REQUIRED TASK: Using the data below, gather each line that includes the word "with".

_ _ _ _

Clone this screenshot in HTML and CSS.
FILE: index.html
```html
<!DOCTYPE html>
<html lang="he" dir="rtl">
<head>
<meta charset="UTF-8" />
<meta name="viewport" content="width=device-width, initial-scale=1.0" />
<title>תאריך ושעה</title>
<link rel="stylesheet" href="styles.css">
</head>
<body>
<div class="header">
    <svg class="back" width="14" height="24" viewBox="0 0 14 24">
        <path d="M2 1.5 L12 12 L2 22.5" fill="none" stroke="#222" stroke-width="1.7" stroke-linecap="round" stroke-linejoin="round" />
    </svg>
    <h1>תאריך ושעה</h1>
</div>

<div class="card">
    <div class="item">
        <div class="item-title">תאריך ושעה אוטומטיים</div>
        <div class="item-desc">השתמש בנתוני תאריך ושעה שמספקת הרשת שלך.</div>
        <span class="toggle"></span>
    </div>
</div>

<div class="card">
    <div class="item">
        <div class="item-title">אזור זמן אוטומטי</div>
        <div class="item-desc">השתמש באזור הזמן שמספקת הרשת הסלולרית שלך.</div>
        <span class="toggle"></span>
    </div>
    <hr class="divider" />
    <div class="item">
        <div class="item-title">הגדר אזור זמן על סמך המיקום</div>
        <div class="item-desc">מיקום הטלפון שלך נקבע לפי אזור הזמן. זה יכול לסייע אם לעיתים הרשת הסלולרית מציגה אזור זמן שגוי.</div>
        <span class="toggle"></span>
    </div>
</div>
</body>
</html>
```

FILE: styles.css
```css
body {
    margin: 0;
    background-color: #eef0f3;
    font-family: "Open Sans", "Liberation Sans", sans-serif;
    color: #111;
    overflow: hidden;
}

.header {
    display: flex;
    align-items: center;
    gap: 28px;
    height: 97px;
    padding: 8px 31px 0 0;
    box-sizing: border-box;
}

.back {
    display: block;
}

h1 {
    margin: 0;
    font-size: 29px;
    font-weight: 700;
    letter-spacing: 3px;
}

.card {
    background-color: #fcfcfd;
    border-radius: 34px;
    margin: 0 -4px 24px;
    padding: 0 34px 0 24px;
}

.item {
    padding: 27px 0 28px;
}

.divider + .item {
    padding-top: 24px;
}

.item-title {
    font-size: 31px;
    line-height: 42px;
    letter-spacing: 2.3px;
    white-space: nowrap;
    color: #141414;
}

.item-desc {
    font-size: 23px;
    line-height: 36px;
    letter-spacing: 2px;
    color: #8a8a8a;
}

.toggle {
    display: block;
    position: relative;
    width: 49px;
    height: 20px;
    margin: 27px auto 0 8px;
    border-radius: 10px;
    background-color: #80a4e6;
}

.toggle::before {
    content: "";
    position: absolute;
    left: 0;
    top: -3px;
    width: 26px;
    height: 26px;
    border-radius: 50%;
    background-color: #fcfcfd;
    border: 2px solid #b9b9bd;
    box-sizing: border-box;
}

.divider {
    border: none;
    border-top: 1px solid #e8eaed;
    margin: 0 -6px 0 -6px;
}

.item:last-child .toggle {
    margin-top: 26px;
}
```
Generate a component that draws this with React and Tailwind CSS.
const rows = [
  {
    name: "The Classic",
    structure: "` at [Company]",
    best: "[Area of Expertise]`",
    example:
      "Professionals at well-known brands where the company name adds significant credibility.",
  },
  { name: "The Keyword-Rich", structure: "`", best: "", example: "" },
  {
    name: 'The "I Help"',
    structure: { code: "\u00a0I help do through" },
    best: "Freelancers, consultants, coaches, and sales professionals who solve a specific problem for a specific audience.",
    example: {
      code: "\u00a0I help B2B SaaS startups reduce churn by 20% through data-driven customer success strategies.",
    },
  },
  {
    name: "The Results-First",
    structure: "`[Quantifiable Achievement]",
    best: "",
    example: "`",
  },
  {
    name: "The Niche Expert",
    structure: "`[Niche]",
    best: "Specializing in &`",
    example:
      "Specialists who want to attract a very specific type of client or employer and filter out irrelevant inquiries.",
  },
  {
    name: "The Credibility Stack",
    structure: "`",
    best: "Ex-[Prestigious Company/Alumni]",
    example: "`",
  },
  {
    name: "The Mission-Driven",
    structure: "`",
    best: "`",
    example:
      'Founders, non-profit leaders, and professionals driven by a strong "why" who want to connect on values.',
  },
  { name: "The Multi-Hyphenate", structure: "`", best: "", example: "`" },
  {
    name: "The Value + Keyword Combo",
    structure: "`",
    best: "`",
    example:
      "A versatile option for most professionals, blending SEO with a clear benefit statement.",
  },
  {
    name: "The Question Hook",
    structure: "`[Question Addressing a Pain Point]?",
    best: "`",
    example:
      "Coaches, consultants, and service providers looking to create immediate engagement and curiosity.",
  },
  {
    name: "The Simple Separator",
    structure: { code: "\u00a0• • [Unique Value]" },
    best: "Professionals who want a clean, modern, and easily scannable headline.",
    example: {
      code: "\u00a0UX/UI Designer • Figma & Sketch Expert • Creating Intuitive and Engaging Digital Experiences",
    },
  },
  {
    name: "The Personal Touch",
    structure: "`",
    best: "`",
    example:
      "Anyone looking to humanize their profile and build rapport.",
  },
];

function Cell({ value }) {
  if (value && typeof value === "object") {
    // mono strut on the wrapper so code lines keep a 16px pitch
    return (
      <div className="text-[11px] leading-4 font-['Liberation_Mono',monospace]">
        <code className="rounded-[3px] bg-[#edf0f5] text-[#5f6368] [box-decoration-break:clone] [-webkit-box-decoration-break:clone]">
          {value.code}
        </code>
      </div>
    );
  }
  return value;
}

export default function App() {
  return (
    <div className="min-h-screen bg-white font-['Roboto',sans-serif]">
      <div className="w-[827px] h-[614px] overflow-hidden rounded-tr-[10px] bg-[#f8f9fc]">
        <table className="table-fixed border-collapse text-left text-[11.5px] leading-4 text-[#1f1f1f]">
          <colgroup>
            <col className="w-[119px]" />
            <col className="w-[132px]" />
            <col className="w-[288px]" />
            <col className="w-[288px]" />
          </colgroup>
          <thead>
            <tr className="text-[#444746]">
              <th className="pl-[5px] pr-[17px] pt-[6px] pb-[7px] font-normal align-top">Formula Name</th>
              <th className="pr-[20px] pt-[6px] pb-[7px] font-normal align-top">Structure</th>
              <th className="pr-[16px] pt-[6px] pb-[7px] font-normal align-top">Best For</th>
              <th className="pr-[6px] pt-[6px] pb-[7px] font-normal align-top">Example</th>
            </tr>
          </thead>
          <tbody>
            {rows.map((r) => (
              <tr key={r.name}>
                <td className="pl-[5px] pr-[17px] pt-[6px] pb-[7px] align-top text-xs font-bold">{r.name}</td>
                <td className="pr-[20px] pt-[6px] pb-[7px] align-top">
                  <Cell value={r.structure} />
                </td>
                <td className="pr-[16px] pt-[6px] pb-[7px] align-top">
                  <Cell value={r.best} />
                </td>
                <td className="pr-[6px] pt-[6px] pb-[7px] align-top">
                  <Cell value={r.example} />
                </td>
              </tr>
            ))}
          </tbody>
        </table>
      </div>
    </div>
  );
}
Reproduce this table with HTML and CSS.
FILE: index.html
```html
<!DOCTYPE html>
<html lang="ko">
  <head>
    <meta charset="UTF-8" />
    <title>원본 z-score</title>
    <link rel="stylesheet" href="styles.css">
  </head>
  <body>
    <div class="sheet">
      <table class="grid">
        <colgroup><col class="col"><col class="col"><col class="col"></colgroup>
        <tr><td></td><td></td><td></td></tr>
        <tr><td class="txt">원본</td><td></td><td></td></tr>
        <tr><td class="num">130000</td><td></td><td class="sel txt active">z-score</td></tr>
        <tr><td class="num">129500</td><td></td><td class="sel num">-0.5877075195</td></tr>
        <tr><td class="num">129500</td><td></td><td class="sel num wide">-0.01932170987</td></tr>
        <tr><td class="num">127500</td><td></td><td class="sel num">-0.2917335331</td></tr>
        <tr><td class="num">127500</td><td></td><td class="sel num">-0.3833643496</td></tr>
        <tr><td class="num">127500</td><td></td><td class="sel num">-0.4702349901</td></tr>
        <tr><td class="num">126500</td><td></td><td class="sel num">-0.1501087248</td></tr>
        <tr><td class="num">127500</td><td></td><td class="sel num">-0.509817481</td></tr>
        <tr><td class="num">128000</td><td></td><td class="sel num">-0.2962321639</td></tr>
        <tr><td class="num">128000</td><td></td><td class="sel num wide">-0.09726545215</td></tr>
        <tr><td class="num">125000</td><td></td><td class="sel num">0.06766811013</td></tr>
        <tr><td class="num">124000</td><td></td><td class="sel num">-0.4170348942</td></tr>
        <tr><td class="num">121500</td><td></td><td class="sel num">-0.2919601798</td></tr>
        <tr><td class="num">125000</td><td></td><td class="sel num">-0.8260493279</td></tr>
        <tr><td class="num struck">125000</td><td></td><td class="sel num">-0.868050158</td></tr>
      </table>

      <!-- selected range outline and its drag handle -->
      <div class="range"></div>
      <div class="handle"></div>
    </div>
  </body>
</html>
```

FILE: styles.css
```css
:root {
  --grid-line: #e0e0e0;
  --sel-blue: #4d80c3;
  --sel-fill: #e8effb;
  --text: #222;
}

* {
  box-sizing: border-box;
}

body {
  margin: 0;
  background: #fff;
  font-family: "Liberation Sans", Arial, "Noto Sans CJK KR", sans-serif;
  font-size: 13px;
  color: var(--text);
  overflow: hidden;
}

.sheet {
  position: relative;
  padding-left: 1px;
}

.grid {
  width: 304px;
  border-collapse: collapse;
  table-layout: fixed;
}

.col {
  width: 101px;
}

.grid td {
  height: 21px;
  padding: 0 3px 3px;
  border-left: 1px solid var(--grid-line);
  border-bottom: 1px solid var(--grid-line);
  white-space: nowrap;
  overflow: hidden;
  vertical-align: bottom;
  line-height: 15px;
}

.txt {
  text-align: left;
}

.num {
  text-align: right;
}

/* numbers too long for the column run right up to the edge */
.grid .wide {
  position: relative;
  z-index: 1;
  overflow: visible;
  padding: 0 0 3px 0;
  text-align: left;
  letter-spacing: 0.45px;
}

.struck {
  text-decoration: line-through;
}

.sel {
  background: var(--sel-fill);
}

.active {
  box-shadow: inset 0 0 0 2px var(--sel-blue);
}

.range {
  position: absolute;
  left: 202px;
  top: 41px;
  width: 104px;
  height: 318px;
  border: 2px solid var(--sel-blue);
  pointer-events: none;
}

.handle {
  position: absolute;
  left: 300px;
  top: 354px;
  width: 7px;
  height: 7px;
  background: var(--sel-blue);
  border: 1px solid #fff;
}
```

_ _ _ _

SOLVED EXERCISE:
Generate a component that draws this with React and Tailwind CSS.
      "A versatile option for most professionals, blending SEO with a clear benefit statement.",
Reproduce this table with HTML and CSS.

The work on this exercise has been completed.